The ex-human rights exec and her beau, James Spingola, allegedly pinched millions of tax dollars for parties, luxury travel, and other perks in what prosecutors called “a pattern of self-dealing.”
Davis stands accused of misusing at least $4.6 million in taxpayer money.
This case, along with a trail of others, points to a glaring need for (strong and systematic) controls on public spending –– regardless of how sympathetic certain causes, people or programs may be.
Tens of billions in fraudulent pandemic-era Paycheck Protection Program (PPP) loans, ostensibly to help small businesses.
Billions in COVID-related California unemployment fraud –– including payments to prison inmates.
Billions in misused Black Lives Matter donations in the wake of the George Floyd tragedy in Minnesota.
Billions in tax dollars meant for Minnesota child care, nutrition and autism services that instead went to fraudsters, a k a “Learing Centers.”

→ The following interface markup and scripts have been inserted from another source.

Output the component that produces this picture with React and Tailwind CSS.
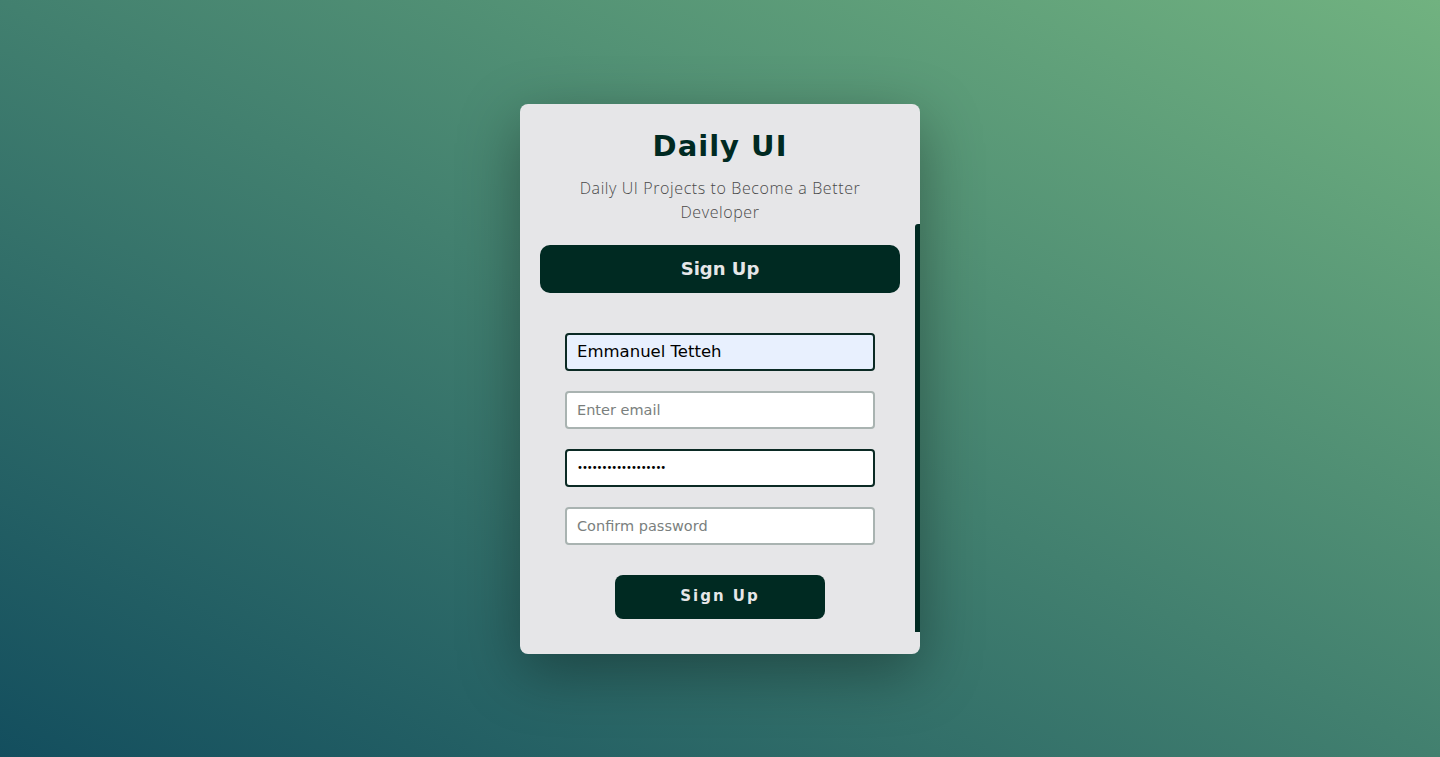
export default function App() {
  const font = { fontFamily: '"DejaVu Sans", "Open Sans", sans-serif' };
  return (
    <div
      className="w-full h-[757px] flex items-center justify-center bg-[linear-gradient(to_top_right,#134e5e,#71b280)]"
      style={font}
    >
      <div className="relative w-[400px] h-[550px] bg-[#e6e6e8] rounded-lg shadow-[0_18px_60px_rgba(0,0,0,0.35)] flex flex-col items-center pt-[26px] px-5 overflow-hidden">
        <div className="absolute right-0 top-[120px] w-[5px] h-[408px] bg-[#002a22] rounded-tl-[3px]"></div>
        <h1 className="text-[29px] font-bold tracking-[1px] text-[#002a22] leading-[32px]">Daily UI</h1>
        <p
          className="mt-[14px] text-[16px] font-light text-[#4a4a4a] text-center leading-[24px] w-[320px] tracking-[0.6px]"
          style={{ fontFamily: '"Open Sans", sans-serif' }}
        >
          Daily UI Projects to Become a Better Developer
        </p>
        <button className="mt-[21px] w-full h-[48px] rounded-[10px] bg-[#002a22] text-[#e6e6e8] font-bold text-[18px]">
          Sign Up
        </button>
        <div className="mt-[40px] flex flex-col gap-[20px] w-[310px]">
          <input
            defaultValue="Emmanuel Tetteh"
            className="h-[38px] rounded-[4px] border-2 border-[#0b2a24] bg-[#e8f0fe] px-[10px] text-[16.5px] text-black outline-none"
          />
          <input
            placeholder="Enter email"
            className="h-[38px] rounded-[4px] border-2 border-[#a9b3b1] bg-white px-[10px] text-[14.5px] text-black placeholder:text-[#7a7f7e] outline-none"
          />
          <input
            type="password"
            defaultValue="aaaaaaaaaaaaaaaaaa"
            className="h-[38px] rounded-[4px] border-2 border-[#0b2a24] bg-white px-[10px] text-[10px] tracking-[-1px] text-black outline-none"
          />
          <input
            placeholder="Confirm password"
            className="h-[38px] rounded-[4px] border-2 border-[#a9b3b1] bg-white px-[10px] text-[14.5px] text-black placeholder:text-[#7a7f7e] outline-none"
          />
        </div>
        <button className="mt-[30px] w-[210px] h-[44px] rounded-[8px] bg-[#002a22] text-[#e6e6e8] font-bold text-[15px] tracking-[2px]">
          Sign Up
        </button>
      </div>
    </div>
  );
}
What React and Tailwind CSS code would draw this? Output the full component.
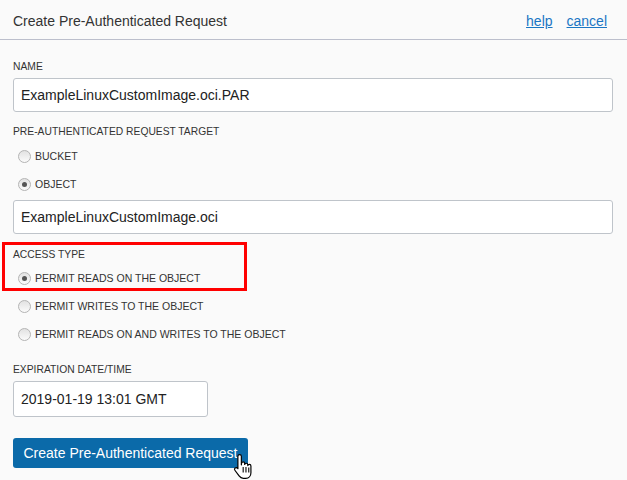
import React from "react";

function Radio({ checked, label }) {
  return (
    <div className="flex h-[28px] items-center pl-[5px]">
      <span className="relative flex h-[13px] w-[13px] items-center justify-center rounded-full border border-[#b4b4b4] bg-gradient-to-b from-[#e2e2e2] to-[#fbfbfb]">
        {checked && <span className="h-[5px] w-[5px] rounded-full bg-[#555]" />}
      </span>
      <span className="ml-[4px] text-[10.5px] leading-[13px] text-[#333]">{label}</span>
    </div>
  );
}

function Label({ children, className = "" }) {
  return (
    <div className={"h-[13px] text-[10.3px] leading-[13px] text-[#333] " + className}>
      {children}
    </div>
  );
}

function Input({ value, className = "" }) {
  return (
    <div
      className={
        "flex items-center rounded-[3px] border border-[#bfc4ca] bg-white pl-[7px] text-[14px] text-[#222] " +
        className
      }
    >
      {value}
    </div>
  );
}

function Hand() {
  return (
    <svg width="24" height="28" viewBox="0 0 22 26" className="absolute left-[220px] top-[15px]">
      <path
        d="M6 1.5c1 0 1.6.7 1.6 1.6V11l.2-1.6c.2-.8.8-1.2 1.5-1.2s1.4.5 1.4 1.3v1.2c.2-.8.8-1.2 1.5-1.2.8 0 1.4.6 1.4 1.4v.8c.2-.7.8-1.1 1.5-1.1.8 0 1.4.6 1.4 1.4v6.3c0 2.7-1.8 5.2-4.8 5.2H9.5c-1.8 0-3-.8-4-2.2L1.6 16c-.5-.7-.4-1.6.2-2.1.7-.6 1.6-.5 2.2.2l.4.5V3.1C4.4 2.2 5 1.5 6 1.5z"
        fill="#fff"
        stroke="#000"
        strokeWidth="1.1"
        strokeLinejoin="round"
      />
      <path d="M9.3 13v5M11.9 13v5M14.5 13.5v4.5" stroke="#000" strokeWidth="1" />
    </svg>
  );
}

export default function App() {
  return (
    <div
      className="h-[480px] w-[627px] overflow-hidden bg-[#fafafa] text-[#333]"
      style={{ fontFamily: '"Liberation Sans", Arial, sans-serif' }}
    >
      <div className="flex h-[40px] items-center border-b border-[#bcbfcc] pl-[13px] pr-[20px]">
        <div className="flex-1 pt-[3px] text-[14px] text-[#333]">Create Pre-Authenticated Request</div>
        <a className="pt-[3px] text-[14px] text-[#1a76c4] underline">help</a>
        <a className="ml-[14px] pt-[3px] text-[14px] text-[#1a76c4] underline">cancel</a>
      </div>

      <div className="pl-[13px] pr-[14px] pt-[20px]">
        <Label>NAME</Label>
        <Input value="ExampleLinuxCustomImage.oci.PAR" className="mt-[5px] h-[34px]" />

        <Label className="mt-[13px]">PRE-AUTHENTICATED REQUEST TARGET</Label>
        <div className="mt-[4px]">
          <Radio label="BUCKET" />
          <Radio checked label="OBJECT" />
        </div>
        <Input value="ExampleLinuxCustomImage.oci" className="mt-[2px] h-[34px]" />

        <div className="relative mt-[14px]">
          <div className="pointer-events-none absolute left-[-11px] top-[-6px] h-[49px] w-[245px] border-[3px] border-[#f00]" />
          <Label>ACCESS TYPE</Label>
          <div className="mt-[3px]">
            <Radio checked label="PERMIT READS ON THE OBJECT" />
            <Radio label="PERMIT WRITES TO THE OBJECT" />
            <Radio label="PERMIT READS ON AND WRITES TO THE OBJECT" />
          </div>
        </div>

        <Label className="mt-[15px]">EXPIRATION DATE/TIME</Label>
        <Input value="2019-01-19 13:01 GMT" className="mt-[5px] h-[36px] w-[195px]" />

        <div className="relative mt-[21px] w-[235px]">
          <button className="flex h-[30px] w-[235px] items-center justify-center rounded-[3px] bg-[#0b6aa9] text-[14px] text-white">
            Create Pre-Authenticated Request
          </button>
          <Hand />
        </div>
      </div>
    </div>
  );
}
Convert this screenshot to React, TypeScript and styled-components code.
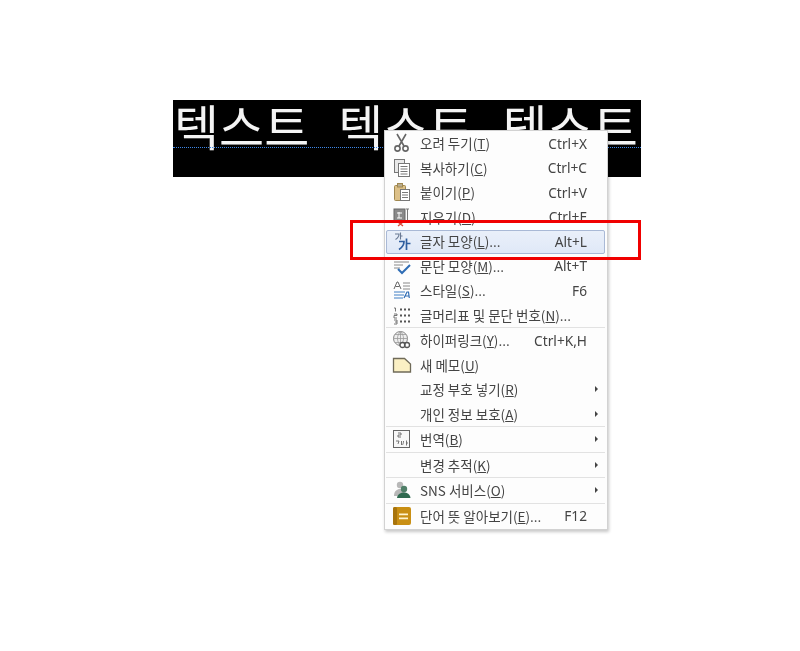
import React from "react";
import styled, { createGlobalStyle } from "styled-components";

const Global = createGlobalStyle`
  html, body { margin: 0; padding: 0; background: #fff; }
  body { font-family: "Noto Sans CJK KR", "Noto Sans", sans-serif; }
`;

const Stage = styled.div`
  position: relative;
  width: 800px;
  height: 651px;
  padding: 100px 0 0 173px;
  box-sizing: border-box;
  overflow: hidden;
`;

const Banner = styled.div`
  position: relative;
  width: 468px;
  height: 77px;
  background: #000;
  filter: blur(0.35px);
`;

const BannerText = styled.div`
  display: flex;
  gap: 29px;
  padding-left: 1px;
  color: #f4f4f4;
  font-family: "Noto Sans CJK KR", sans-serif;
  font-weight: 400;
  font-size: 49px;
  line-height: 50px;
  white-space: nowrap;
`;

const Baseline = styled.div`
  position: absolute;
  left: 0;
  right: 0;
  top: 47px;
  border-top: 1.5px dotted #3c86e6;
`;

const Menu = styled.div`
  position: absolute;
  left: 384px;
  top: 130px;
  width: 224px;
  height: 400px;
  box-sizing: border-box;
  padding: 0.5px 2px 0 1px;
  display: flex;
  flex-direction: column;
  background: #fdfdfd;
  border: 1px solid #d2d2d2;
  box-shadow: 1px 2px 3px rgba(0, 0, 0, 0.22);
  color: #444;
  font-size: 13.5px;
  filter: blur(0.35px);
`;

const Row = styled.div<{ $active?: boolean; $divider?: boolean }>`
  position: relative;
  flex: 0 0 auto;
  height: 24.5px;
  box-sizing: border-box;
  padding-bottom: 1.5px;
  display: grid;
  grid-template-columns: 32px 1fr auto 10px;
  align-items: center;
  white-space: nowrap;
  border-radius: 2px;
  ${(p) =>
    p.$divider &&
    `margin-top: 1px;
     &::before {
       content: "";
       position: absolute;
       left: 0;
       right: 0;
       top: -1.5px;
       height: 1px;
       background: #e2e2e2;
     }`}
  ${(p) =>
    p.$active &&
    `background: linear-gradient(#eaf0fa, #dfe8f7); outline: 1px solid #a9b9d6; outline-offset: -1px;`}
`;

const IconCell = styled.span`
  display: flex;
  justify-content: center;
  align-items: center;
`;

const Label = styled.span`
  padding-left: 2px;
`;

const Key = styled.span`
  font-family: "Noto Sans", sans-serif;
  font-size: 13.7px;
  padding-right: 8px;
`;

const Arrow = styled.span`
  width: 0;
  height: 0;
  border-left: 3.5px solid #444;
  border-top: 3px solid transparent;
  border-bottom: 3px solid transparent;
  justify-self: start;
`;

const Highlight = styled.div`
  position: absolute;
  left: 350px;
  top: 220px;
  width: 291px;
  height: 40px;
  box-sizing: border-box;
  border: 3.5px solid #f00000;
`;

const Ico = styled.svg`
  width: 20px;
  height: 20px;
  display: block;
`;

const Cut = () => (
  <Ico viewBox="0 0 20 20" fill="none" stroke="#666" strokeWidth="1.6">
    <path d="M5 1l7 12M14 1l-7 12" />
    <circle cx="5.5" cy="15.5" r="2.6" />
    <circle cx="13.5" cy="15.5" r="2.6" />
  </Ico>
);
const Copy = () => (
  <Ico viewBox="0 0 20 20" fill="#fff" stroke="#777">
    <rect x="2.5" y="1.5" width="10" height="13" fill="#e8e8e8" />
    <rect x="6.5" y="5.5" width="11" height="13" />
    <path d="M8.5 8.5h7M8.5 11h7M8.5 13.5h7M8.5 16h7" />
  </Ico>
);
const Paste = () => (
  <Ico viewBox="0 0 20 20" stroke="#a08850">
    <rect x="2.5" y="3.5" width="11" height="15" fill="#dcc088" rx="1" />
    <rect x="5.5" y="1.5" width="5" height="3.5" fill="#b8ac90" />
    <rect x="8.5" y="7.5" width="9" height="11" fill="#fff" stroke="#777" />
    <path d="M10 10.5h6M10 13h6M10 15.5h6" stroke="#777" />
  </Ico>
);
const Erase = () => (
  <Ico viewBox="0 0 20 20" fill="none">
    <rect x="2" y="2" width="11" height="12" fill="#8a8a8a" stroke="#666" />
    <path d="M5 6h5M7 5v6M5 11h5" stroke="#fff" />
    <path d="M14 2h3M15.500 2v12M14 14h3" stroke="#777" />
    <path d="M6 15l5 4M11 15l-5 4" stroke="#d84a3a" strokeWidth="1.4" />
  </Ico>
);
const CharShape = () => (
  <Ico viewBox="0 0 20 20" fill="none">
    <path d="M3 3h4c0 2.500-1 4-3.500 5.500M8.500 1.500v7M8.500 5h2" stroke="#6a7a94" strokeWidth="1.100" />
    <path d="M7 10.500h5c0 3.500-2 6-5 8M14.500 7.500v11.500M14.500 12.500h4" stroke="#2f5e9e" strokeWidth="1.700" />
  </Ico>
);
const Para = () => (
  <Ico viewBox="0 0 20 20" fill="none">
    <path d="M2 3h12M2 6h15M2 9h9M2 12h6" stroke="#888" />
    <path d="M6 13l4 4 8-8" stroke="#2f6db5" strokeWidth="2" />
  </Ico>
);
const StyleIc = () => (
  <Ico viewBox="0 0 20 20" fill="none">
    <path d="M2 9l3-7h1l3 7M3.500 6.500h4" stroke="#666" />
    <path d="M11 3h7M11 6h7M11 9h7" stroke="#888" />
    <path d="M2 12h11M2 15h10M2 18h9" stroke="#3f7fc4" />
    <path d="M12 18l3-6h1.500l.8 6M13.500 16h3.500" stroke="#2f6db5" strokeWidth="1.2" />
  </Ico>
);
const Bullets = () => (
  <Ico viewBox="0 0 20 20" fill="none" stroke="#666">
    <path d="M2 3h1.500v3.500M2 9h3v1.500H2V13h3M2 15h3v4H2M3 17h2" strokeWidth="0.9" />
    <path d="M8 4.500h2M12 4.500h2M16 4.500h2M8 10.500h2M12 10.500h2M16 10.500h2M8 16.500h2M12 16.500h2M16 16.500h2" strokeWidth="1.800" stroke="#555" />
  </Ico>
);
const Link = () => (
  <Ico viewBox="0 0 20 20" fill="none">
    <circle cx="8.500" cy="8.500" r="7" fill="#eee" stroke="#888" />
    <path d="M1.500 8.500h14M8.500 1.500v14M3 4.500h11M3 12.500h11M8.500 1.500c-4 4-4 10 0 14M8.500 1.500c4 4 4 10 0 14" stroke="#999" strokeWidth="0.8" />
    <circle cx="10.500" cy="15" r="2.500" fill="#fff" stroke="#555" strokeWidth="1.300" />
    <circle cx="15" cy="15" r="2.500" fill="none" stroke="#555" strokeWidth="1.300" />
  </Ico>
);
const Memo = () => (
  <Ico viewBox="0 0 20 20">
    <path d="M1.500 3.500h11l6 5.500v8h-17z" fill="#fbf0c4" stroke="#6f6a58" strokeWidth="1.300" />
  </Ico>
);
const Translate = () => (
  <Ico viewBox="0 0 20 20" fill="none" stroke="#666">
    <rect x="1.500" y="1.500" width="16" height="17" fill="#f8f8f8" />
    <path d="M6 4h3v2H6v2h3M4 12h3l-1 3M9.500 12v4M11.500 12c0 2-.5 3-1 4M14.500 11.500v5M14.500 14h1.500" strokeWidth="0.9" />
  </Ico>
);
const People = () => (
  <Ico viewBox="0 0 20 20">
    <circle cx="8" cy="5" r="3.200" fill="#b8b8b8" />
    <path d="M2 16c0-5 3-7 6-7s5 2 5 7z" fill="#b8b8b8" />
    <circle cx="12" cy="9" r="3.200" fill="#4f7f68" />
    <path d="M5 18c.5-4 4-5.500 7-5.500s6 1.500 6.500 5.500z" fill="#2f6a50" />
  </Ico>
);
const Dict = () => (
  <Ico viewBox="0 0 20 20">
    <rect x="1" y="1" width="18" height="18" rx="2" fill="#c98f14" />
    <rect x="1" y="1" width="4" height="18" rx="1.500" fill="#a8740c" />
    <path d="M7 7.500h9v1.800H7zM7 11.500h9v1.800H7z" fill="#fff4d0" />
  </Ico>
);

type Item = { icon?: React.ReactNode; ko: string; k?: string; tail?: string; sc?: string; sub?: boolean; active?: boolean; divider?: boolean };

const items: Item[] = [
  { icon: <Cut />, ko: "오려 두기", k: "T", sc: "Ctrl+X" },
  { icon: <Copy />, ko: "복사하기", k: "C", sc: "Ctrl+C" },
  { icon: <Paste />, ko: "붙이기", k: "P", sc: "Ctrl+V" },
  { icon: <Erase />, ko: "지우기", k: "D", sc: "Ctrl+E" },
  { icon: <CharShape />, ko: "글자 모양", k: "L", tail: "...", sc: "Alt+L", active: true },
  { icon: <Para />, ko: "문단 모양", k: "M", tail: "...", sc: "Alt+T" },
  { icon: <StyleIc />, ko: "스타일", k: "S", tail: "...", sc: "F6" },
  { icon: <Bullets />, ko: "글머리표 및 문단 번호", k: "N", tail: "..." },
  { icon: <Link />, ko: "하이퍼링크", k: "Y", tail: "...", sc: "Ctrl+K,H", divider: true },
  { icon: <Memo />, ko: "새 메모", k: "U" },
  { ko: "교정 부호 넣기", k: "R", sub: true },
  { ko: "개인 정보 보호", k: "A", sub: true },
  { icon: <Translate />, ko: "번역", k: "B", sub: true, divider: true },
  { ko: "변경 추적", k: "K", sub: true, divider: true },
  { icon: <People />, ko: "SNS 서비스", k: "O", sub: true, divider: true },
  { icon: <Dict />, ko: "단어 뜻 알아보기", k: "E", tail: "...", sc: "F12", divider: true },
];

export default function App() {
  return (
    <Stage>
      <Global />
      <Banner>
        <BannerText>
          <span>텍스트</span>
          <span>텍스트</span>
          <span>텍스트</span>
        </BannerText>
        <Baseline />
      </Banner>
      <Menu>
        {items.map((it) => (
          <Row key={it.ko} $active={it.active} $divider={it.divider}>
            <IconCell>{it.icon}</IconCell>
            <Label>
              {it.ko}(<u>{it.k}</u>){it.tail}
            </Label>
            <Key>{it.sc}</Key>
            {it.sub ? <Arrow /> : <span />}
          </Row>
        ))}
      </Menu>
      <Highlight />
    </Stage>
  );
}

Tens of billions in suspected hospice fraud in California today, with taxpayers funding nonexistent care, multiple hospices at a single address, and a host of other end-of-life health-care scams.
And now this case of flagrant fraud in San Francisco.
The pattern is clear: Those who prey on taxpayers, especially through sympathy-inducing social programs, have grown strikingly brazen.
They recognize the public impulse to help others, especially the vulnerable. They see rivers of taxpayer dollars. They exploit lax controls, scant oversight, and politicians’ reflexive defense of social spending.
In Minnesota, authorities reportedly slow-walked fraud investigations –– in part because many of the suspects were Somali.
In California, state officials such as Gov. Gavin Newsom and Attorney General Rob Bonta have downplayed blatant hospice fraud, often training their fire on … the investigators.
Elected officials should prevent, stop, and punish fraud, not excuse or ignore it or worse, attack those who strive to end it.
The recurring scandals decimate public trust in governments that demand ever-rising taxes all the time at every level.
They’re sick of tax dollars vanishing, often by the millions or billions, in clouds of good intentions.